Extracted information.
-------------------------
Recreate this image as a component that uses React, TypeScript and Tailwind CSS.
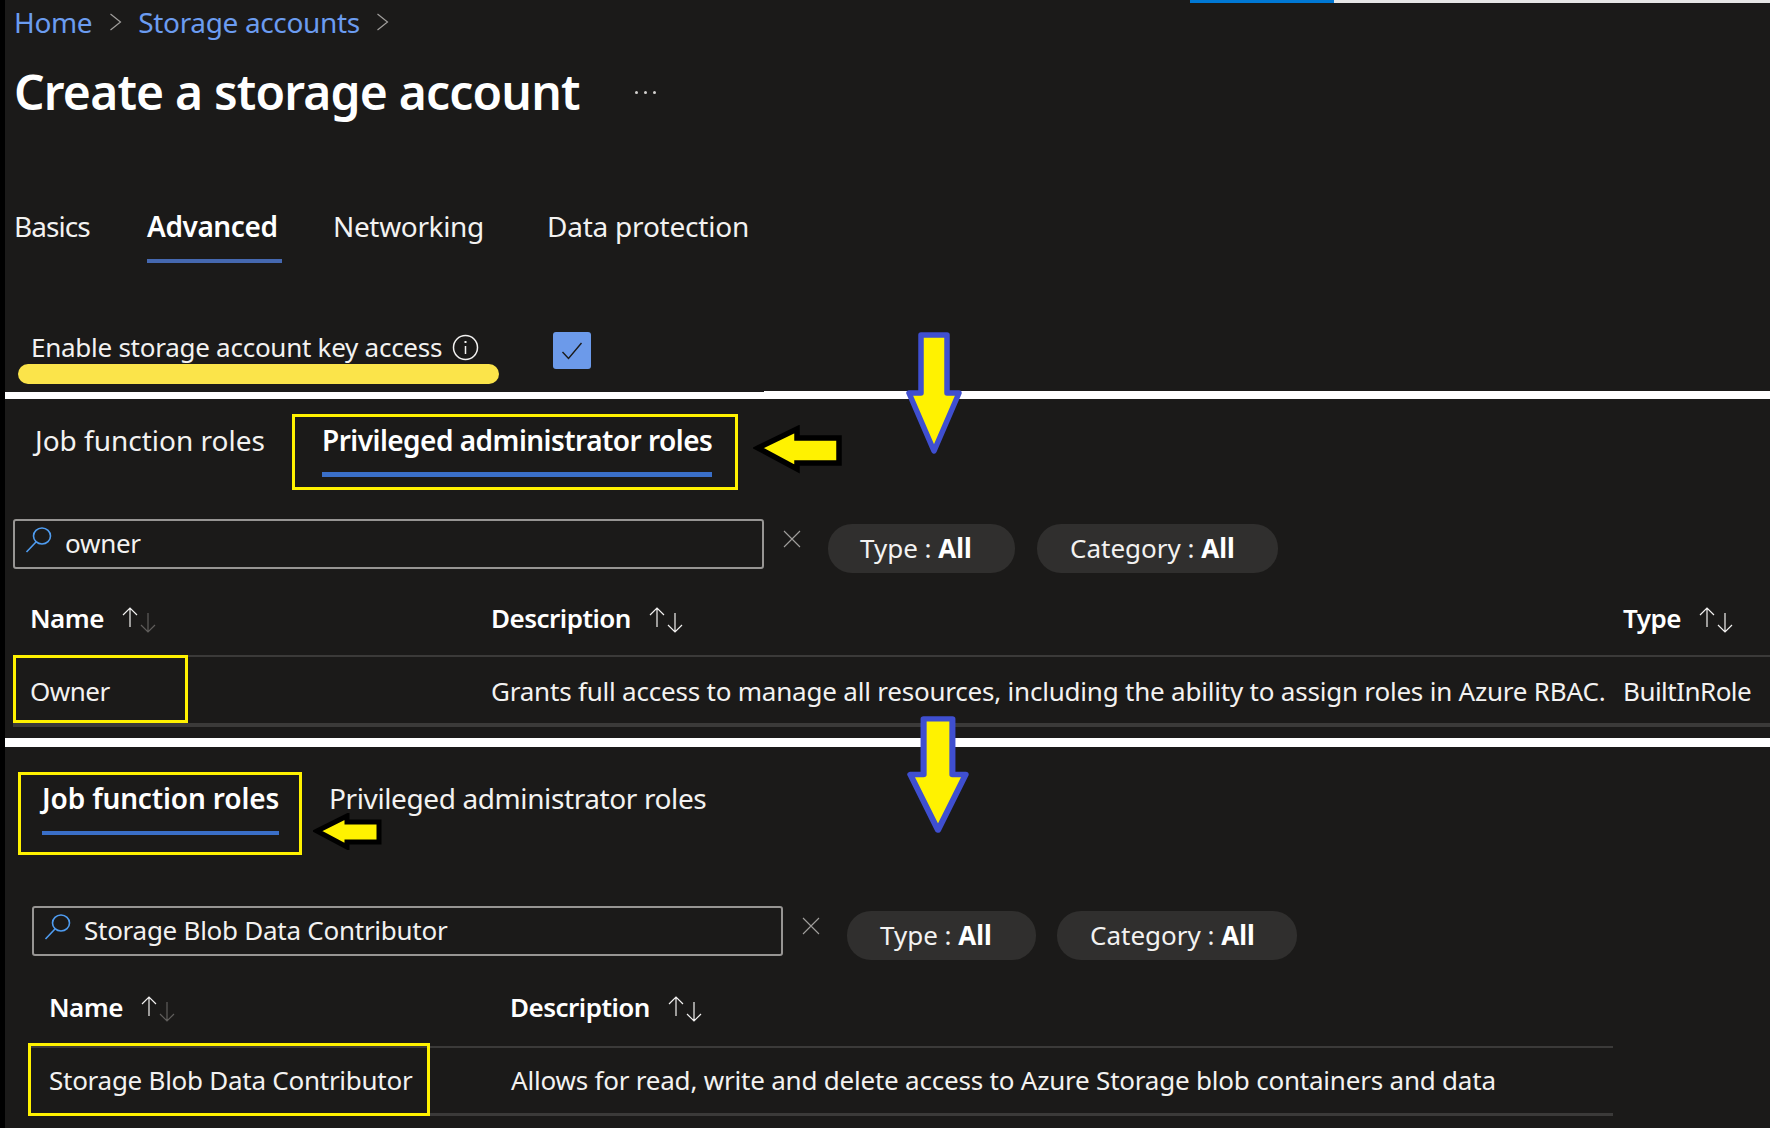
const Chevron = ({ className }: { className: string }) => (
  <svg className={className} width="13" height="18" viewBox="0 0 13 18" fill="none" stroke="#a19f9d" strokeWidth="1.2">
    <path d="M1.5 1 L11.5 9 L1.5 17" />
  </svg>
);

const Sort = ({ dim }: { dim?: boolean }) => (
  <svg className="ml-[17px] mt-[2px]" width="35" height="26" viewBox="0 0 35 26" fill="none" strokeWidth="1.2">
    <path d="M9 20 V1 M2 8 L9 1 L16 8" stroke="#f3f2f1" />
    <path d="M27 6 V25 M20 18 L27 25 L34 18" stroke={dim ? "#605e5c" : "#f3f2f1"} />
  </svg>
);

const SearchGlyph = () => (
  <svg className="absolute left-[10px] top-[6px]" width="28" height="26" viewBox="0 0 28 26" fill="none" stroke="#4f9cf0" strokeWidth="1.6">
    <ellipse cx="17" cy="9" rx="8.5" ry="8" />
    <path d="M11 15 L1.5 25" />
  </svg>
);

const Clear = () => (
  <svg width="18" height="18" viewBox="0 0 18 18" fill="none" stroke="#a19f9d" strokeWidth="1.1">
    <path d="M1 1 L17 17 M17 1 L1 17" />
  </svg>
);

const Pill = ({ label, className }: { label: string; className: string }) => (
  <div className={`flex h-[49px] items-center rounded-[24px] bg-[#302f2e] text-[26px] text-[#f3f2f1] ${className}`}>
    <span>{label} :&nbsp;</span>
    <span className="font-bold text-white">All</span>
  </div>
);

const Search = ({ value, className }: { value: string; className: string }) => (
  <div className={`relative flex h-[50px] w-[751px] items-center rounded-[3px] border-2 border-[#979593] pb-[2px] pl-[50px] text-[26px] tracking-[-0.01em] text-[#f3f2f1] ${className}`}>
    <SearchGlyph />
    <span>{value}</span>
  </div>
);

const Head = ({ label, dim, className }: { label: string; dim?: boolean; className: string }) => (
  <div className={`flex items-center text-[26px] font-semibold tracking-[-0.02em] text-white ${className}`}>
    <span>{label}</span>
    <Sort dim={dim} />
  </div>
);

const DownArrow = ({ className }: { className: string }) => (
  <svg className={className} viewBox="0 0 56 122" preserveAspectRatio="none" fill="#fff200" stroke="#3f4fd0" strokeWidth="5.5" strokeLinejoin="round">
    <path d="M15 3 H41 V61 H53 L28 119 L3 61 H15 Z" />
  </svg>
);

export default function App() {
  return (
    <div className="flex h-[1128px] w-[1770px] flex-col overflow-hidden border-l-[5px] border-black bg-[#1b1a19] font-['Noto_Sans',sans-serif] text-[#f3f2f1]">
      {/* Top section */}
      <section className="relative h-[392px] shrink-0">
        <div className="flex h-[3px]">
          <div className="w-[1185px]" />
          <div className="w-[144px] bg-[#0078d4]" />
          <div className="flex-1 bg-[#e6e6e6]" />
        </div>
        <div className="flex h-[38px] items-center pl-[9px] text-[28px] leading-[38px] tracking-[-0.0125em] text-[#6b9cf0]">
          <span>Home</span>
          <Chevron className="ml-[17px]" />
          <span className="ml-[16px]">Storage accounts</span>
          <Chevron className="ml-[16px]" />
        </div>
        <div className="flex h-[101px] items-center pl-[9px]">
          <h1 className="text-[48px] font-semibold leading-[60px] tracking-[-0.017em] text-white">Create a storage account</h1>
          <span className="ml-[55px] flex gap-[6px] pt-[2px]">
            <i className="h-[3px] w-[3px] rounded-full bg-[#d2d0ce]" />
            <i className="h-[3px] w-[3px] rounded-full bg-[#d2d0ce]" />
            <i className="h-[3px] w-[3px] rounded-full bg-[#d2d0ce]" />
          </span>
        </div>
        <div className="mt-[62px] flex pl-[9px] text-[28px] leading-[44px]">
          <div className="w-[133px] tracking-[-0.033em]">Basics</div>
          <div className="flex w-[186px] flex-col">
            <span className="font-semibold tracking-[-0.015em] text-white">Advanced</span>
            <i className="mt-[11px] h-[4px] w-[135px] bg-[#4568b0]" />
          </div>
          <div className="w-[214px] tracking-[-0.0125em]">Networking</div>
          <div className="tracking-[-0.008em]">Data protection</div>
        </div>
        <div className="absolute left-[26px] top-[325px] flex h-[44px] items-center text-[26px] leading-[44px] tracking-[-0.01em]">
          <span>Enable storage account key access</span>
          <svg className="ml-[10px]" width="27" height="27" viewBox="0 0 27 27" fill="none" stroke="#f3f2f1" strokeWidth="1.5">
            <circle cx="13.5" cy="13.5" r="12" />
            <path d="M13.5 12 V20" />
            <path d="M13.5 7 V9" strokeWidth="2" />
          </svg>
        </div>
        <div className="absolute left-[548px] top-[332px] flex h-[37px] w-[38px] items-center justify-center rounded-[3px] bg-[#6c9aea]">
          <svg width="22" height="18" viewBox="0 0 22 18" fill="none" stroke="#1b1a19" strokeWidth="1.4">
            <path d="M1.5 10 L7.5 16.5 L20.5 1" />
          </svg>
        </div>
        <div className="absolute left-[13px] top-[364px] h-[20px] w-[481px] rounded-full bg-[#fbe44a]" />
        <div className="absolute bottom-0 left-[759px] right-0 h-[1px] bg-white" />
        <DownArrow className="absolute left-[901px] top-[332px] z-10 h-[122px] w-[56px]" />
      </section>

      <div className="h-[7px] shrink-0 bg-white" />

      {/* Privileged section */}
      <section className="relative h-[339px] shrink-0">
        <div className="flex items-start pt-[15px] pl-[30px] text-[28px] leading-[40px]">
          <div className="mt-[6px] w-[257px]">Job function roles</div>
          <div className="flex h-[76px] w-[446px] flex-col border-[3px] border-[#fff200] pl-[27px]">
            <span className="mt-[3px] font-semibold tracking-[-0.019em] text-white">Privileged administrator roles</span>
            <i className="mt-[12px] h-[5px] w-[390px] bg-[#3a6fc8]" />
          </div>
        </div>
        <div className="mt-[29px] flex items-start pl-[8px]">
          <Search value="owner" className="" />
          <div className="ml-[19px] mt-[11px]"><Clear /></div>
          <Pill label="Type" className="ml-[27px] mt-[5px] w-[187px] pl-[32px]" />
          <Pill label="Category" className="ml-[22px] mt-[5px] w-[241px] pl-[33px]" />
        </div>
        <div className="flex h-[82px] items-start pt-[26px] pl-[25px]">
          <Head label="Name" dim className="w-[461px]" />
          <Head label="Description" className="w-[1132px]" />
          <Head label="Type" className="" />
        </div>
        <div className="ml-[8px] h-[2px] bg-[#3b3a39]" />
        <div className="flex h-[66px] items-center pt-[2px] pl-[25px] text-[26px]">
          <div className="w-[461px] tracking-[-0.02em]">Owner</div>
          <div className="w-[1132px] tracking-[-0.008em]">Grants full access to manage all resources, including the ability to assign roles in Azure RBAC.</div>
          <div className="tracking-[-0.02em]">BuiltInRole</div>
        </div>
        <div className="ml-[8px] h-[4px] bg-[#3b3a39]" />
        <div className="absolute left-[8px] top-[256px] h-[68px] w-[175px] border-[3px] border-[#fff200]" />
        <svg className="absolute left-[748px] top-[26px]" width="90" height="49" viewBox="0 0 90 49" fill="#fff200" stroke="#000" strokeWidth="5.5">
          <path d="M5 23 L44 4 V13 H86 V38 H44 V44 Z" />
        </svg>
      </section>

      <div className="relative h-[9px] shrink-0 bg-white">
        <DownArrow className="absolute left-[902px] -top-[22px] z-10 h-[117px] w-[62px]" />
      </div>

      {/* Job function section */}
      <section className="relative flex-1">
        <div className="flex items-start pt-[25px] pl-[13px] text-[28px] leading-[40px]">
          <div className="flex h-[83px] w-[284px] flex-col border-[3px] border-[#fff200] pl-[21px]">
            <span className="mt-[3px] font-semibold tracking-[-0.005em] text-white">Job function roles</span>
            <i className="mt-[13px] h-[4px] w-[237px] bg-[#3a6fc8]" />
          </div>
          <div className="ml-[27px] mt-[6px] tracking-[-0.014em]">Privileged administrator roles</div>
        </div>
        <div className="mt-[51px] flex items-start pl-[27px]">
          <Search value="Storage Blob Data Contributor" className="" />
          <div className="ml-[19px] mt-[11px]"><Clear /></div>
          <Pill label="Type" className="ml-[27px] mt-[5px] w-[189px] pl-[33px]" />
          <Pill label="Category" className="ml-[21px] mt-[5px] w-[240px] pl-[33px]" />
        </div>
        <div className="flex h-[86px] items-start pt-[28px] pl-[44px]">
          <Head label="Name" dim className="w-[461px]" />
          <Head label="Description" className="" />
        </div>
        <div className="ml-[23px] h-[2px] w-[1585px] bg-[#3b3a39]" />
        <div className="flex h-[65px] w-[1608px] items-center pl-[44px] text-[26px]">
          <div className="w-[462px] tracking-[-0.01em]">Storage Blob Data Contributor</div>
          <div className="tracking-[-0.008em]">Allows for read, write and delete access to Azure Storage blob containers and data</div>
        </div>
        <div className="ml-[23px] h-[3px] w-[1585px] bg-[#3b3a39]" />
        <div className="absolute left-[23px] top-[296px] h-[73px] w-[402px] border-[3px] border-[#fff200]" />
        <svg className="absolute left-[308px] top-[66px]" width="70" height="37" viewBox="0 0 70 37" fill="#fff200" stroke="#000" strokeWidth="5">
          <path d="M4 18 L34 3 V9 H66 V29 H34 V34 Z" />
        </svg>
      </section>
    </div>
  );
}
-------------------------
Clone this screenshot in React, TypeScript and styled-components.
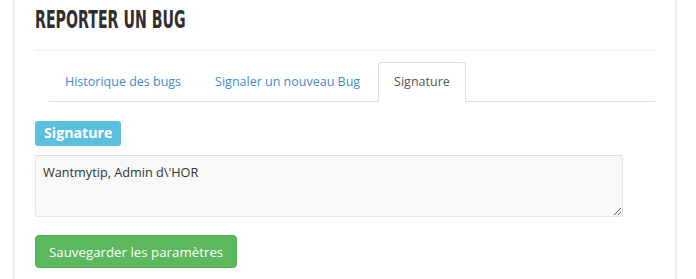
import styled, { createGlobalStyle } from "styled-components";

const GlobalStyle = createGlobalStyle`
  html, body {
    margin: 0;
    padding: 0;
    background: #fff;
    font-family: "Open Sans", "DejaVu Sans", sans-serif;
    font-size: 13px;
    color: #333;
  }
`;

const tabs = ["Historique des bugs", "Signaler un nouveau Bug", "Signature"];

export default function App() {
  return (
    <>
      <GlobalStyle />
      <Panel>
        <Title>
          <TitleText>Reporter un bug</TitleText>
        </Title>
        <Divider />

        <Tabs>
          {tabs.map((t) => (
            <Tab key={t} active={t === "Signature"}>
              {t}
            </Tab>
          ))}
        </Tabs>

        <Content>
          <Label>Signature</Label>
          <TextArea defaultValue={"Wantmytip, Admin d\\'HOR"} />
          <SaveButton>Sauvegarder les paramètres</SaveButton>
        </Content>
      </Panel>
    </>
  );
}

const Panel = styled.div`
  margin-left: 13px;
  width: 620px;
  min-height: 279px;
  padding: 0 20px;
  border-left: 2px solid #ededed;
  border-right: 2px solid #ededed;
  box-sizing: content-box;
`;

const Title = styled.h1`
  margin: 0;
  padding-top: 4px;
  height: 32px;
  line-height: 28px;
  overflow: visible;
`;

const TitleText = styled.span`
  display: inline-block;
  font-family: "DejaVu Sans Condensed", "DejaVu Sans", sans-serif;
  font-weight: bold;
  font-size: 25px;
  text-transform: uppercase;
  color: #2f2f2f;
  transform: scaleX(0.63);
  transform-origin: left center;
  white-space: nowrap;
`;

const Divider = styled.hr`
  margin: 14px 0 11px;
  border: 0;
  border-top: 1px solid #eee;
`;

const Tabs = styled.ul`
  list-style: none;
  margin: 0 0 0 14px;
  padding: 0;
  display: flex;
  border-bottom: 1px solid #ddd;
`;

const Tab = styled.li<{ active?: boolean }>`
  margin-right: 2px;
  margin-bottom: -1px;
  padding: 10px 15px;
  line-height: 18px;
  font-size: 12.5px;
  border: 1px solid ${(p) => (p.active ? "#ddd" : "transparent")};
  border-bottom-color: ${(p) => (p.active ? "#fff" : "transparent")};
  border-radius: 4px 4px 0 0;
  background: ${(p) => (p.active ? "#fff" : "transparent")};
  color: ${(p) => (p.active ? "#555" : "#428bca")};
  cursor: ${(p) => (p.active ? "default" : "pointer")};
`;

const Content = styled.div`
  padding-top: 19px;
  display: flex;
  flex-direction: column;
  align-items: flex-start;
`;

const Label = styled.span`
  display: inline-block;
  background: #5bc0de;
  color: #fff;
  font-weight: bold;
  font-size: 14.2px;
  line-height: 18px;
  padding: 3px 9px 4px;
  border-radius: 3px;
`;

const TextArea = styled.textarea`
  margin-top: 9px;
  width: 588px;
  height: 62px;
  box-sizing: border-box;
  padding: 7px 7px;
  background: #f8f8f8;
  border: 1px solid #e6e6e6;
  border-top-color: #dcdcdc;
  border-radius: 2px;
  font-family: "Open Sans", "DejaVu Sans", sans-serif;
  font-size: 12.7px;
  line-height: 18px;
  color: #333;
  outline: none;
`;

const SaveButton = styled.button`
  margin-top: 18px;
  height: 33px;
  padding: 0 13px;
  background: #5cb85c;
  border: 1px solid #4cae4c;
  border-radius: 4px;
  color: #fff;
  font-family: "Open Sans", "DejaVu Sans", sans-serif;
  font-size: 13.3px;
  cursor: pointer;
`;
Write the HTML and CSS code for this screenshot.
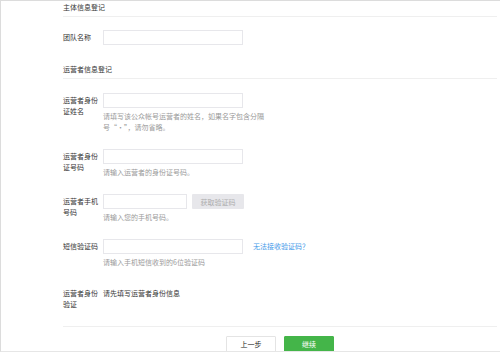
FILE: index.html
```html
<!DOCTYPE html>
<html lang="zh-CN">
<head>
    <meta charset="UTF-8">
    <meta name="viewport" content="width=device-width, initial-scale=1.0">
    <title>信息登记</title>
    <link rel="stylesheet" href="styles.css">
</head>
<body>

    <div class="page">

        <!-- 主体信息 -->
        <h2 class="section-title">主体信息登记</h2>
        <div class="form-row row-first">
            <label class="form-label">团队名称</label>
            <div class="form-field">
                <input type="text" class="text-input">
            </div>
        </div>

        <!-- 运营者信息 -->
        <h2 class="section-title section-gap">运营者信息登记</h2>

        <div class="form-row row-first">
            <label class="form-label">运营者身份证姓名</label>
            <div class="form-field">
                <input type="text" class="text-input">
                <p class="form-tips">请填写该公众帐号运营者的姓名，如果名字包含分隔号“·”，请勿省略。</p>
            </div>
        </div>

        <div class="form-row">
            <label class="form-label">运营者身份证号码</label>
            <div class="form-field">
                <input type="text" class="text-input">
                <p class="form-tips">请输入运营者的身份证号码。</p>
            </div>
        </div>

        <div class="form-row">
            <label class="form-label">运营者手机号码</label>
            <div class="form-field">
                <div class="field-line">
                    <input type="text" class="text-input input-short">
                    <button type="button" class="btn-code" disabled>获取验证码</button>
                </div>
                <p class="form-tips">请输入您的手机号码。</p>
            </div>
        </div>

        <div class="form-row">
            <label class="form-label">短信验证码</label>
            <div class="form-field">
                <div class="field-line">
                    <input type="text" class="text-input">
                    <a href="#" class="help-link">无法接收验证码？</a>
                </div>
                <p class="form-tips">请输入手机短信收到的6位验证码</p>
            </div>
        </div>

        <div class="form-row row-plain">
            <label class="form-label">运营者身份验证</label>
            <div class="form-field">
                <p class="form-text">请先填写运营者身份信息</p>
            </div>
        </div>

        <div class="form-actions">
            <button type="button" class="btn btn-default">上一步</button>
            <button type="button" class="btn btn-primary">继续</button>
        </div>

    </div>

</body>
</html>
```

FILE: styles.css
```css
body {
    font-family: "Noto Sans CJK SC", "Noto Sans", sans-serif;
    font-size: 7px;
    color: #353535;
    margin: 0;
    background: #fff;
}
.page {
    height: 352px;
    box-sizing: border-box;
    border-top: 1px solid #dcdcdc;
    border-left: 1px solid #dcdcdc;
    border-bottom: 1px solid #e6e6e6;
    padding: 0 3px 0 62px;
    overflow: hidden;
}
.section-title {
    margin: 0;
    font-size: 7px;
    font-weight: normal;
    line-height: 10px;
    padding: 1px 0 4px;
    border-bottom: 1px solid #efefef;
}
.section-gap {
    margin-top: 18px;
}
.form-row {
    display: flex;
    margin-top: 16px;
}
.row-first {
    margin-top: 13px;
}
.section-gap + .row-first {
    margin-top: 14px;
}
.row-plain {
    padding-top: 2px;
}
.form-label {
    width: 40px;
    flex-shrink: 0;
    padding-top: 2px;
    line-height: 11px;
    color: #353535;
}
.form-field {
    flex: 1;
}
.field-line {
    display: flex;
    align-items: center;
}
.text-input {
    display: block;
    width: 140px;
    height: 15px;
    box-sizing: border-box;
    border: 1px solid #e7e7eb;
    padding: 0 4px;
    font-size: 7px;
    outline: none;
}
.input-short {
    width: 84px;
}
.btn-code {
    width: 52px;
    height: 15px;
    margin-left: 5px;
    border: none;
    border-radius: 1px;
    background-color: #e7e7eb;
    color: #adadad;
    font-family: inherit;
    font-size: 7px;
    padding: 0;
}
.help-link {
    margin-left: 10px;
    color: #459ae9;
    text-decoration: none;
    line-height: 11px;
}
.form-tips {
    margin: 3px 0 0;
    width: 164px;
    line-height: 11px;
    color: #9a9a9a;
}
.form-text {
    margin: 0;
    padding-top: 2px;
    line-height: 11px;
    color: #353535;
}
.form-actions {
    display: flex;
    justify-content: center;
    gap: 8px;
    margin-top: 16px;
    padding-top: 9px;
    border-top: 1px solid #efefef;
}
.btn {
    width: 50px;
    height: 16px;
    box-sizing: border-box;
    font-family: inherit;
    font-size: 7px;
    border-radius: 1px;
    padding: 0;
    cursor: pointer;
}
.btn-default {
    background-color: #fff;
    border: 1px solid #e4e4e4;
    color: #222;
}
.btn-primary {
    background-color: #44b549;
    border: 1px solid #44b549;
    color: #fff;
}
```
-------------------------
Exercise description.
Check each line of the data above for the word "components" and say how many lines contain it, giving nothing besides the number.

The output.
2